Mari kita bacakan ayat ini kepada masyarakat. Mereka akan bertanya dengan penuh ketidakpercayaan, “Bagaimana mungkin?” Istighfar yang merupakan ucapan lisan untuk memohon ampun kepada Allah bisa mendatangkan hujan. Lebih tidak bisa dicerna lagi, istighfar mendatangkan keturunan. Yang akan membuat mereka semakin bergeleng tidak paham, istighfar memperbanyak harta.

Karena ilmu manusia tentang alam telah dianggap segalanya. Karena ilmu kedokteran telah menguasai keyakinan dan seluruh aspek kehidupannya. Karena matematika manusia yang dibangun di atas logika ansich digunakan untuk mengukur semuanya.
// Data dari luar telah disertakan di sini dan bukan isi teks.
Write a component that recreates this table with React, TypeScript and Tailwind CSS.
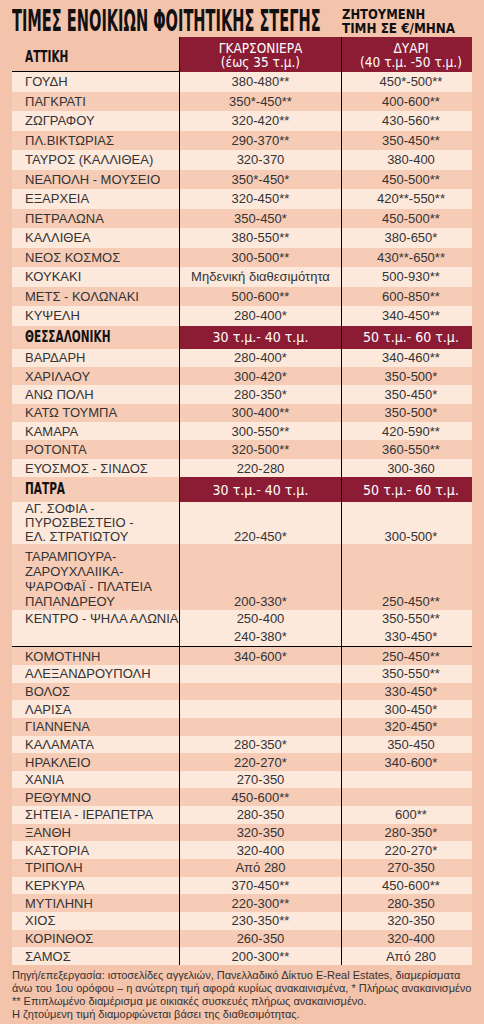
import React from "react";

type Item = { name: string; a?: string; b?: string };

const attiki: Item[] = [
  { name: "ΓΟΥΔΗ", a: "380-480**", b: "450*-500**" },
  { name: "ΠΑΓΚΡΑΤΙ", a: "350*-450**", b: "400-600**" },
  { name: "ΖΩΓΡΑΦΟΥ", a: "320-420**", b: "430-560**" },
  { name: "ΠΛ.ΒΙΚΤΩΡΙΑΣ", a: "290-370**", b: "350-450**" },
  { name: "ΤΑΥΡΟΣ (ΚΑΛΛΙΘΕΑ)", a: "320-370", b: "380-400" },
  { name: "ΝΕΑΠΟΛΗ - ΜΟΥΣΕΙΟ", a: "350*-450*", b: "450-500**" },
  { name: "ΕΞΑΡΧΕΙΑ", a: "320-450**", b: "420**-550**" },
  { name: "ΠΕΤΡΑΛΩΝΑ", a: "350-450*", b: "450-500**" },
  { name: "ΚΑΛΛΙΘΕΑ", a: "380-550**", b: "380-650*" },
  { name: "ΝΕΟΣ ΚΟΣΜΟΣ", a: "300-500**", b: "430**-650**" },
  { name: "ΚΟΥΚΑΚΙ", a: "Μηδενική διαθεσιμότητα", b: "500-930**" },
  { name: "ΜΕΤΣ - ΚΟΛΩΝΑΚΙ", a: "500-600**", b: "600-850**" },
  { name: "ΚΥΨΕΛΗ", a: "280-400*", b: "340-450**" },
];

const thessaloniki: Item[] = [
  { name: "ΒΑΡΔΑΡΗ", a: "280-400*", b: "340-460**" },
  { name: "ΧΑΡΙΛΑΟΥ", a: "300-420*", b: "350-500*" },
  { name: "ΑΝΩ ΠΟΛΗ", a: "280-350*", b: "350-450*" },
  { name: "ΚΑΤΩ ΤΟΥΜΠΑ", a: "300-400**", b: "350-500*" },
  { name: "ΚΑΜΑΡΑ", a: "300-550**", b: "420-590**" },
  { name: "ΡΟΤΟΝΤΑ", a: "320-500**", b: "360-550**" },
  { name: "ΕΥΟΣΜΟΣ - ΣΙΝΔΟΣ", a: "220-280", b: "300-360" },
];

const rest: Item[] = [
  { name: "ΚΟΜΟΤΗΝΗ", a: "340-600*", b: "250-450**" },
  { name: "ΑΛΕΞΑΝΔΡΟΥΠΟΛΗ", b: "350-550**" },
  { name: "ΒΟΛΟΣ", b: "330-450*" },
  { name: "ΛΑΡΙΣΑ", b: "300-450*" },
  { name: "ΓΙΑΝΝΕΝΑ", b: "320-450*" },
  { name: "ΚΑΛΑΜΑΤΑ", a: "280-350*", b: "350-450" },
  { name: "ΗΡΑΚΛΕΙΟ", a: "220-270*", b: "340-600*" },
  { name: "ΧΑΝΙΑ", a: "270-350" },
  { name: "ΡΕΘΥΜΝΟ", a: "450-600**" },
  { name: "ΣΗΤΕΙΑ - ΙΕΡΑΠΕΤΡΑ", a: "280-350", b: "600**" },
  { name: "ΞΑΝΘΗ", a: "320-350", b: "280-350*" },
  { name: "ΚΑΣΤΟΡΙΑ", a: "320-400", b: "220-270*" },
  { name: "ΤΡΙΠΟΛΗ", a: "Από 280", b: "270-350" },
  { name: "ΚΕΡΚΥΡΑ", a: "370-450**", b: "450-600**" },
  { name: "ΜΥΤΙΛΗΝΗ", a: "220-300**", b: "280-350" },
  { name: "ΧΙΟΣ", a: "230-350**", b: "320-350" },
  { name: "ΚΟΡΙΝΘΟΣ", a: "260-350", b: "320-400" },
  { name: "ΣΑΜΟΣ", a: "200-300**", b: "Από 280" },
];

const LIGHT = "bg-[#fde8dc]";
const DARK = "bg-[#f7ccb7]";

function Row({ item, light, height }: { item: Item; light: boolean; height: string }) {
  return (
    <div className={`grid grid-cols-[167px_162px_131px] ${height} ${light ? LIGHT : DARK}`}>
      <div className="flex items-center whitespace-nowrap pl-[13px]">{item.name}</div>
      <div className="flex items-center justify-center whitespace-nowrap border-l border-black">{item.a}</div>
      <div className="flex items-center justify-center whitespace-nowrap border-l border-black pl-[8px]">{item.b}</div>
    </div>
  );
}

function SectionHead({ title, height }: { title: string; height: string }) {
  return (
    <div className={`grid grid-cols-[167px_162px_131px] ${height}`}>
      <div className={`flex items-center pl-[13px] ${DARK}`}>
        <span className="inline-block origin-left scale-x-[0.78] font-['DejaVu_Sans_Condensed',sans-serif] text-[15px] font-bold text-[#111]">
          {title}
        </span>
      </div>
      <div className="flex items-center justify-center border-l border-black bg-[#8c1c34] font-['DejaVu_Sans_Condensed',sans-serif] text-[14px] text-white">
        30 τ.μ.- 40 τ.μ.
      </div>
      <div className="flex items-center justify-center border-l border-black bg-[#8c1c34] pl-[8px] font-['DejaVu_Sans_Condensed',sans-serif] text-[14px] text-white">
        50 τ.μ.- 60 τ.μ.
      </div>
    </div>
  );
}

export default function App() {
  return (
    <div className="h-[1024px] w-[484px] overflow-hidden bg-[#f3c3ab] font-['Liberation_Sans',Arial,sans-serif] text-[13px] leading-none text-[#333]">
      <div className="ml-[12px] w-[460px]">
        {/* title */}
        <div className="grid h-[37px] grid-cols-[329px_131px] font-['DejaVu_Sans_Condensed',sans-serif] font-bold text-[#111]">
          <div className="pt-[6px]">
            <span className="inline-block origin-left scale-x-[0.54] whitespace-nowrap text-[30px] leading-[30px]">
              ΤΙΜΕΣ ΕΝΟΙΚΙΩΝ ΦΟΙΤΗΤΙΚΗΣ ΣΤΕΓΗΣ
            </span>
          </div>
          <div className="pt-[7px] pl-[1px] text-[14px] leading-[14px]">
            <div className="origin-left scale-x-[0.92] whitespace-nowrap">ΖΗΤΟΥΜΕΝΗ</div>
            <div className="origin-left scale-x-[0.95] whitespace-nowrap">ΤΙΜΗ ΣΕ €/ΜΗΝΑ</div>
          </div>
        </div>

        {/* attiki header */}
        <div className="grid h-[35px] grid-cols-[167px_162px_131px]">
          <div className="flex items-end border-b border-black pb-[6px] pl-[13px]">
            <span className="inline-block origin-left scale-x-[0.78] font-['DejaVu_Sans_Condensed',sans-serif] text-[15px] font-bold text-[#111]">
              ΑΤΤΙΚΗ
            </span>
          </div>
          <div className="flex flex-col items-center justify-center border-l border-black bg-[#8c1c34] font-['DejaVu_Sans_Condensed',sans-serif] text-[13.5px] leading-[14px] text-white">
            <span>ΓΚΑΡΣΟΝΙΕΡΑ</span>
            <span>(έως 35 τ.μ.)</span>
          </div>
          <div className="flex flex-col items-center justify-center border-l border-black bg-[#8c1c34] pl-[8px] font-['DejaVu_Sans_Condensed',sans-serif] text-[13.5px] leading-[14px] text-white">
            <span>ΔΥΑΡΙ</span>
            <span>(40 τ.μ. -50 τ.μ.)</span>
          </div>
        </div>

        {attiki.map((it, i) => (
          <Row key={it.name} item={it} light={i % 2 === 0} height="h-[19.5px]" />
        ))}

        <SectionHead title="ΘΕΣΣΑΛΟΝΙΚΗ" height="h-[23px]" />
        {thessaloniki.map((it, i) => (
          <Row key={it.name} item={it} light={i % 2 === 0} height="h-[18.4px]" />
        ))}

        <SectionHead title="ΠΑΤΡΑ" height="h-[25px]" />

        {/* patra multi-line rows */}
        <div className={`grid h-[42px] grid-cols-[167px_162px_131px] leading-[14px] ${LIGHT}`}>
          <div className="flex flex-col justify-end whitespace-nowrap pl-[13px]">
            <span>ΑΓ. ΣΟΦΙΑ -</span>
            <span>ΠΥΡΟΣΒΕΣΤΕΙΟ -</span>
            <span>ΕΛ. ΣΤΡΑΤΙΩΤΟΥ</span>
          </div>
          <div className="flex items-end justify-center border-l border-black">220-450*</div>
          <div className="flex items-end justify-center border-l border-black pl-[8px]">300-500*</div>
        </div>
        <div className={`grid h-[66px] grid-cols-[167px_162px_131px] leading-[14.7px] ${DARK}`}>
          <div className="flex flex-col justify-end whitespace-nowrap pb-[1px] pl-[13px]">
            <span>ΤΑΡΑΜΠΟΥΡΑ-</span>
            <span>ΖΑΡΟΥΧΛΑΙΙΚΑ-</span>
            <span>ΨΑΡΟΦΑΪ - ΠΛΑΤΕΙΑ</span>
            <span>ΠΑΠΑΝΔΡΕΟΥ</span>
          </div>
          <div className="flex items-end justify-center border-l border-black pb-[1px]">200-330*</div>
          <div className="flex items-end justify-center border-l border-black pb-[1px] pl-[8px]">250-450**</div>
        </div>
        <div className={`grid h-[36px] grid-cols-[167px_162px_131px] leading-[18px] ${LIGHT}`}>
          <div className="whitespace-nowrap pl-[13px]">ΚΕΝΤΡΟ - ΨΗΛΑ ΑΛΩΝΙΑ</div>
          <div className="flex flex-col items-center border-l border-black">
            <span>250-400</span>
            <span>240-380*</span>
          </div>
          <div className="flex flex-col items-center border-l border-black pl-[8px]">
            <span>350-550**</span>
            <span>330-450*</span>
          </div>
        </div>

        <div className="border-t border-black">
          {rest.map((it, i) => (
            <Row key={it.name} item={it} light={i % 2 === 1} height="h-[17.67px]" />
          ))}
        </div>
      </div>

      {/* notes */}
      <div className="pl-[12px] pt-[4px] text-[11px] leading-[13px] text-[#333]">
        <p className="whitespace-nowrap">Πηγή/επεξεργασία: ιστοσελίδες αγγελιών, Πανελλαδικό Δίκτυο E-Real Estates, διαμερίσματα</p>
        <p className="whitespace-nowrap">άνω του 1ου ορόφου – η ανώτερη τιμή αφορά κυρίως ανακαινισμένα, * Πλήρως ανακαινισμένο</p>
        <p className="whitespace-nowrap">** Επιπλωμένο διαμέρισμα με οικιακές συσκευές πλήρως ανακαινισμένο.</p>
        <p className="whitespace-nowrap">Η ζητούμενη τιμή διαμορφώνεται βάσει της διαθεσιμότητας.</p>
      </div>
    </div>
  );
}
Padahal kita sadar, banyak hal yang tidak bisa diukur dengan segala ilmu penemuan manusia tercanggih sekalipun. Tidak oleh ahli fisika, kimia, kedokteran, matematika dan tidak pula oleh yang lainnya. Masih banyak sisi gelap. Karena kita belum mendekat betul kepada yang telah Menciptakan para penemu itu. Yang telah membuka ilmu. Yang menentukan segalanya. Yang Memberi dan Yang Menahan. Karena iman kita telah tergadai oleh hingar bingar ilmu pengetahuan modern dan teknologi canggih.
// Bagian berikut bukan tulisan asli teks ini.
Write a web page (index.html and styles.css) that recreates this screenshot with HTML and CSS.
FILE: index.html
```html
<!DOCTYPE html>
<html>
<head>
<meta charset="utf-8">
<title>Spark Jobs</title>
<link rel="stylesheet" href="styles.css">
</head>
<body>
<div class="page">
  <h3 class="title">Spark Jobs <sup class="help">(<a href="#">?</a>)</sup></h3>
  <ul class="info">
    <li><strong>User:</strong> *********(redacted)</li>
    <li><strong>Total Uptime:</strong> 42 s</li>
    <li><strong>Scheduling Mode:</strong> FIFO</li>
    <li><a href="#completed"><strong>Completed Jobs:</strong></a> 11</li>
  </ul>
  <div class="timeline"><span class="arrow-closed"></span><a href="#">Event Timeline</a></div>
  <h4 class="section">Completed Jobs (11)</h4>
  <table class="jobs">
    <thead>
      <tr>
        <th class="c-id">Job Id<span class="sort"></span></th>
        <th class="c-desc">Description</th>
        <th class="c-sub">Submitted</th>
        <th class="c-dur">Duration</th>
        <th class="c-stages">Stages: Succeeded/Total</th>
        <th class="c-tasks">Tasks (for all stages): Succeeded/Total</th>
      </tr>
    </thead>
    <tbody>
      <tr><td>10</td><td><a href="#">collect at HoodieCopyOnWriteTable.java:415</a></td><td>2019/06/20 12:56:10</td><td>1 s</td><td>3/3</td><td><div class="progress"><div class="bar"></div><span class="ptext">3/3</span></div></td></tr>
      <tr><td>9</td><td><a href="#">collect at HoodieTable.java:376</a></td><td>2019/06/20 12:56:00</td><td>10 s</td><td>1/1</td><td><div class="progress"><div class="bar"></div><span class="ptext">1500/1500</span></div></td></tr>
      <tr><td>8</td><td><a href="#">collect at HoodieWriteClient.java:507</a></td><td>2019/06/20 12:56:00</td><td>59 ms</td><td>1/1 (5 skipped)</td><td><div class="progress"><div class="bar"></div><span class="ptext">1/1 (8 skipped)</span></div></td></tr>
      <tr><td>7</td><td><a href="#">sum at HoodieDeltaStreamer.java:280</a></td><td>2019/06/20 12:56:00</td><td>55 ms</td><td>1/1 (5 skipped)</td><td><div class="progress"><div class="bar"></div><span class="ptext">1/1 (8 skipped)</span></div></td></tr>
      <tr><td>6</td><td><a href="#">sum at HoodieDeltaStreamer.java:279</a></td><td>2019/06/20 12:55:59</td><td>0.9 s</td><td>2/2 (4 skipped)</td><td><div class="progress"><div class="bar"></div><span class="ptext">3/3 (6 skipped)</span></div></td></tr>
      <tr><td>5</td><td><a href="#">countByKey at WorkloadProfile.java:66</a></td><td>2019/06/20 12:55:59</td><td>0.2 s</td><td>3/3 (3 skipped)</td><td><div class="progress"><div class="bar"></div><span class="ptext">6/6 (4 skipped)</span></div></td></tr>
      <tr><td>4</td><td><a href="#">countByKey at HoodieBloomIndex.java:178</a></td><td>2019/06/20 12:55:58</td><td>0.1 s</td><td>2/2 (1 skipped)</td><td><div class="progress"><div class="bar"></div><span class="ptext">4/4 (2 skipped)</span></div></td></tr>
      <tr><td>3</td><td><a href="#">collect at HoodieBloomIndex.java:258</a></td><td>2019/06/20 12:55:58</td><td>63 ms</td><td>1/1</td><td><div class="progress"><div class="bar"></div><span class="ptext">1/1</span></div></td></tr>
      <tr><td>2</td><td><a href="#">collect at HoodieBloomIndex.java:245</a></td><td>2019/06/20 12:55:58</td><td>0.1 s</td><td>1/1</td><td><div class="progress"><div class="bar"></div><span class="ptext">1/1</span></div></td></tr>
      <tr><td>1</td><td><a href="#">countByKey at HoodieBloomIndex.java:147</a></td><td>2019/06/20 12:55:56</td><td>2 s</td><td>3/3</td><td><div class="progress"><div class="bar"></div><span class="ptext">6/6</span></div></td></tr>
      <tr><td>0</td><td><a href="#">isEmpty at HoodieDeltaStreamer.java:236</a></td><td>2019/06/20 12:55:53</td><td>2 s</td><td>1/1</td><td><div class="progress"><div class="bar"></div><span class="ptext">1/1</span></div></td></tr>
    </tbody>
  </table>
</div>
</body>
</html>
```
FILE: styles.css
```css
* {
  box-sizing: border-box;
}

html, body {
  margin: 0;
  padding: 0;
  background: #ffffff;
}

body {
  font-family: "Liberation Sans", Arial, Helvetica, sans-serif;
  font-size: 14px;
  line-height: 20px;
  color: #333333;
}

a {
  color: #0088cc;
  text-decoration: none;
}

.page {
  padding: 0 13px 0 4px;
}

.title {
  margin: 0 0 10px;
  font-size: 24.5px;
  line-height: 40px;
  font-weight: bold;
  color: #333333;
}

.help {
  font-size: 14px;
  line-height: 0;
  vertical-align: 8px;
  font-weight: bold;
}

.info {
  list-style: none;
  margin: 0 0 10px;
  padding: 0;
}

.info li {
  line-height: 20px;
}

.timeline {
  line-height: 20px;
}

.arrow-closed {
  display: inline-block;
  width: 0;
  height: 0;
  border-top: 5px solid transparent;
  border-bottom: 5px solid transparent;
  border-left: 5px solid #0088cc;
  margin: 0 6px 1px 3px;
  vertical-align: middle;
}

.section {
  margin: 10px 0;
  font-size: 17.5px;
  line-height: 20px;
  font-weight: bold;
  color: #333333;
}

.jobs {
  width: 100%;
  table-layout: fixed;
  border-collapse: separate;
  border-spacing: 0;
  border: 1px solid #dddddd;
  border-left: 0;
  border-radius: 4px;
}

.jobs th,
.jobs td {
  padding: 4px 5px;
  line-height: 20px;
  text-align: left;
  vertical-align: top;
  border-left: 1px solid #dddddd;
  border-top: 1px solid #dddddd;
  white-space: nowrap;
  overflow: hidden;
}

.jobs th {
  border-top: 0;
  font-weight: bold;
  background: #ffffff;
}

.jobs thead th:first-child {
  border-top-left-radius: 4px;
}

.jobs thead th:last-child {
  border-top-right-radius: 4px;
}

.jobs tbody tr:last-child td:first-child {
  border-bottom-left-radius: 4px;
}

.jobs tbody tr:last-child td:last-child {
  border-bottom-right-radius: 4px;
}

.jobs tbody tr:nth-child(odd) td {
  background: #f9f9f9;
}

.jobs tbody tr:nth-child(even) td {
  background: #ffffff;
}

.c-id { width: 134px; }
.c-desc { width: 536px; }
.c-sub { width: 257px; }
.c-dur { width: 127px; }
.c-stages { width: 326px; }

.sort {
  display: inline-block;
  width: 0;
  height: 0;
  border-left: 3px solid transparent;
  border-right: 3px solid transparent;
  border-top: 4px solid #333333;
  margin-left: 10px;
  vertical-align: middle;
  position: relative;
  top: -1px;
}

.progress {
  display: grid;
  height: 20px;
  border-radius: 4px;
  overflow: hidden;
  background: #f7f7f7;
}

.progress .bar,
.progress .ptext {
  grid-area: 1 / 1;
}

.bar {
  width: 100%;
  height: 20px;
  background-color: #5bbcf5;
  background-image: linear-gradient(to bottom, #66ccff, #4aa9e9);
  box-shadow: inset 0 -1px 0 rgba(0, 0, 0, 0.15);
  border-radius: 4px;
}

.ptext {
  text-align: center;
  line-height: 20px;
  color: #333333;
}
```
Rasulullah menyebutkan salah satu syarat penting diterimanya sebuah do’a adalah keyakinan. “Berdo’alah dan kamu yakin akan dikabulkan.” Logikanya sederhana, ketika kita minta tetapi tidak yakin do’a kita dikabulkan, sama saja dengan meragukan kekuasaan Allah dalam menghilangkan masalah yang di mata kita sangat berat adanya. Cobalah itu pada kita. Kalau ada orang hendak minta pertolongan kepada kita, tetapi diiringi dengan tindakan atau ucapan, “Walau sebenarnya saya tidak terlalu yakın Anda bisa memberikan apa yang saya minta ini. Tentu dari awal kita telah memutuskan untuk tidak membantunya.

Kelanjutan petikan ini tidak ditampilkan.